Пауэр видела в Чуркине не идеологического оппонента, а жертву путинского сумасбродства.
Бывший представитель США в ООН Саманта Пауэр не удовлетворилась коротким выражением соболезнования по поводу смерти своего бывшего коллеги Виталия Чуркина. После критики в свой адрес отставной дипломат опубликовала пространную колонку на страницах одной из самых авторитетных американских газет New York Times. Из этого текста видно, что Пауэр прекрасно помнит о всех одиозных заявлениях Чуркина в Совете Безопасности ООН и обо всех его голосованиях, которые стоили жизни тысячам людей — мирных жителей Грузии, Украины, Сирии. Но она отделяет Чуркина-дипломата от Чуркина-человека. Она воспринимает Чуркина просто как инструмент в руках государства, в руках Путина. И полагает, что другой инструмент был бы похуже предыдущего — поэтому не стоит возлагать на умершего дипломата ответственность за преступления, совершенные его собственным государством.
В чем истоки этого удивительного отношения к злу? Возможно — в смерти идеологий. Когда американские дипломаты противостояли национал-социализму или коммунизму, они прекрасно знали, что их германские или советские коллеги принимают решения, исходя из человеконенавистнических ценностей. Считалось, что решение идти на государственную службу в гитлеровской Германии или сталинском Советском Союзе мог принять только человек, разделяющий идеалы нацизма или большевизма. И вряд ли такой человек — настоящий черт с рогами — мог быть другом уважающего себя западного дипломата.
Но когда нацизм был побеждён, а коммунизм стал хиреть, в домах западных дипломатов появились советские приспособленцы, не ценящие в жизни ничего, кроме квартир, машин и денег. Конечно, такие люди могли даже тайком ругать Советский Союз — в коммунистические времена они не могли удовлетворить свою жажду потребления. Конечно, они не скрывали своей любви к Америке или Европе — там их коллеги жили богаче. Идеологических разногласий между западными и советскими дипломатами больше не было — а с победой в “холодной” войне они исчезли окончательно. Тогда же российские приспособленцы получили возможность ограбить страну и наконец-то зажить так, как они хотели до краха СССР.

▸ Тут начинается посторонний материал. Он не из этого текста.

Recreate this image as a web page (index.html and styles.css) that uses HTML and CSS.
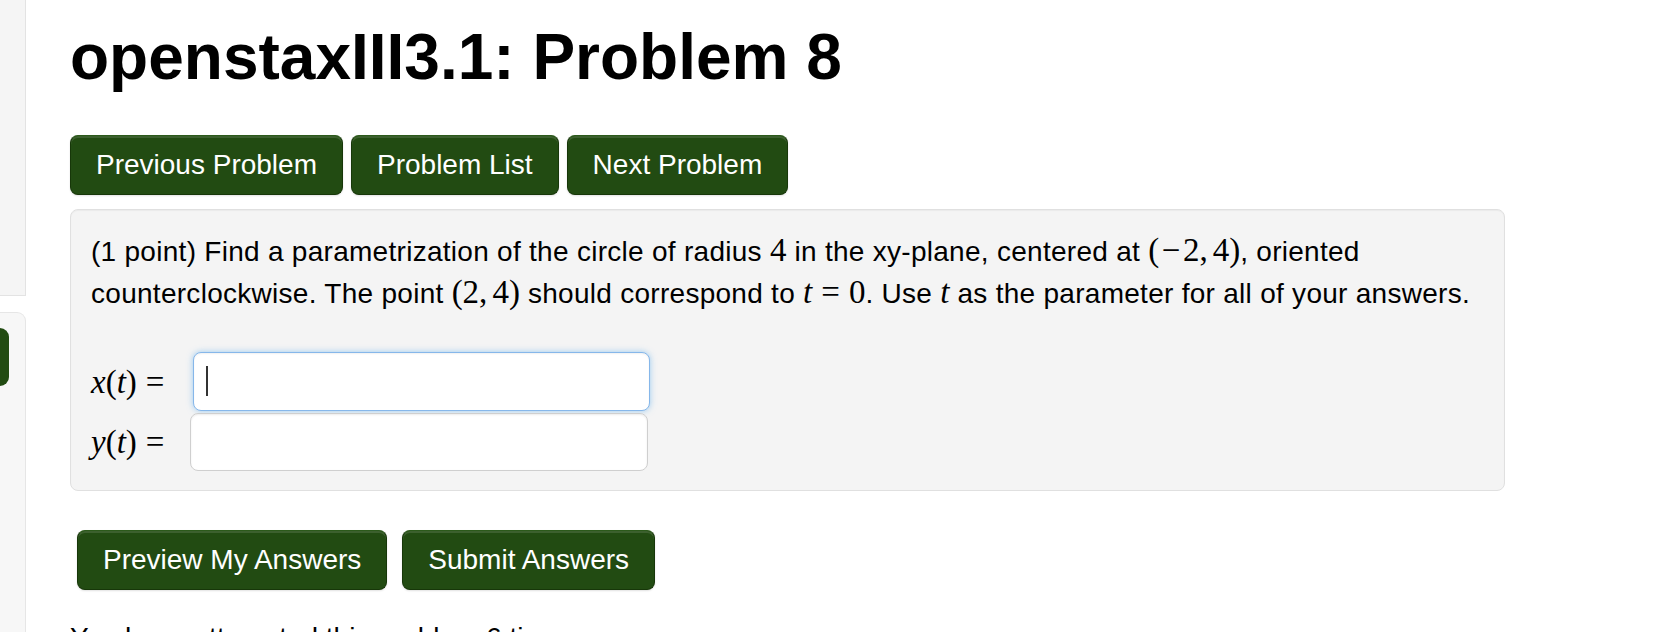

Именно поэтому Саманта Пауэр не видела в Виталии Чуркине идеологического оппонента. Она видела в нем жертву путинского сумасбродства. Возможно, симпатия к умершему коллеге зиждется на том, что Чуркин говорил ей на самом деле — этого даже после смерти дипломата в газете не расскажешь. По своему опыту общения с советскими и российскими чиновниками я могу предположить, что живой Чуркин значительно отличался от телевизионного. Что он ненавидел все то, что защищал — и Саманта Пауэр знала об этой ненависти. Живой Чуркин мог мечтать пережить Путина и его Россия также, как пережил Советский Союз — и уже затем, в новой, проклинающей Путина и его клику стране, реабилитироваться, стать министром иностранных дел, работающим над выводом российских войск из Крыма или Сирии, дипломатом, голосующим в полном согласии с американскими и европейскими коллегами. И Саманта Пауэр знала о его мечтах. Просто все это не имеет ровно никакого значения.
Не имеют значения взгляды, высказанные шепотом в надежде понравиться порядочному человеку. Не имеют значения мечты, которые могут сбыться только в случае, если благоприятно сложатся обстоятельства.
Имеют значение только поступки.
Когда в Польше — социалистической Польше — ввели военное положение, целый ряд ведущих дипломатов этой страны отказался от работы на государство. Так было всегда и везде — когда государство проявляло враждебность к своему народу или окружающему миру, всегда находились дипломаты, которые не желали делить с ним ответственность. Не мечтали, не бесились в кабинетах — а просто уходили, чего бы им это не стоило. В том числе и в современной Украине времен Майдана.
Но только не в России. Только не в ней. Никто из российских дипломатов — какие бы преступления ни совершала его страна — не отказывался от своей службы. Потому что он делит с государством не ответственность, а дачи, машины и деньги. А еще возможность жить подальше от страны, которую эти люди коллективно презирают.
И я не думаю, что они что-то там ненавидят или о чем-то там мечтают. Просто за долгие годы жизни на Западе они научились делать вид — чтобы хоть как-то быть похожими на людей, с которыми там общаются.
Да и вообще — чтобы хоть как-то быть похожими на людей.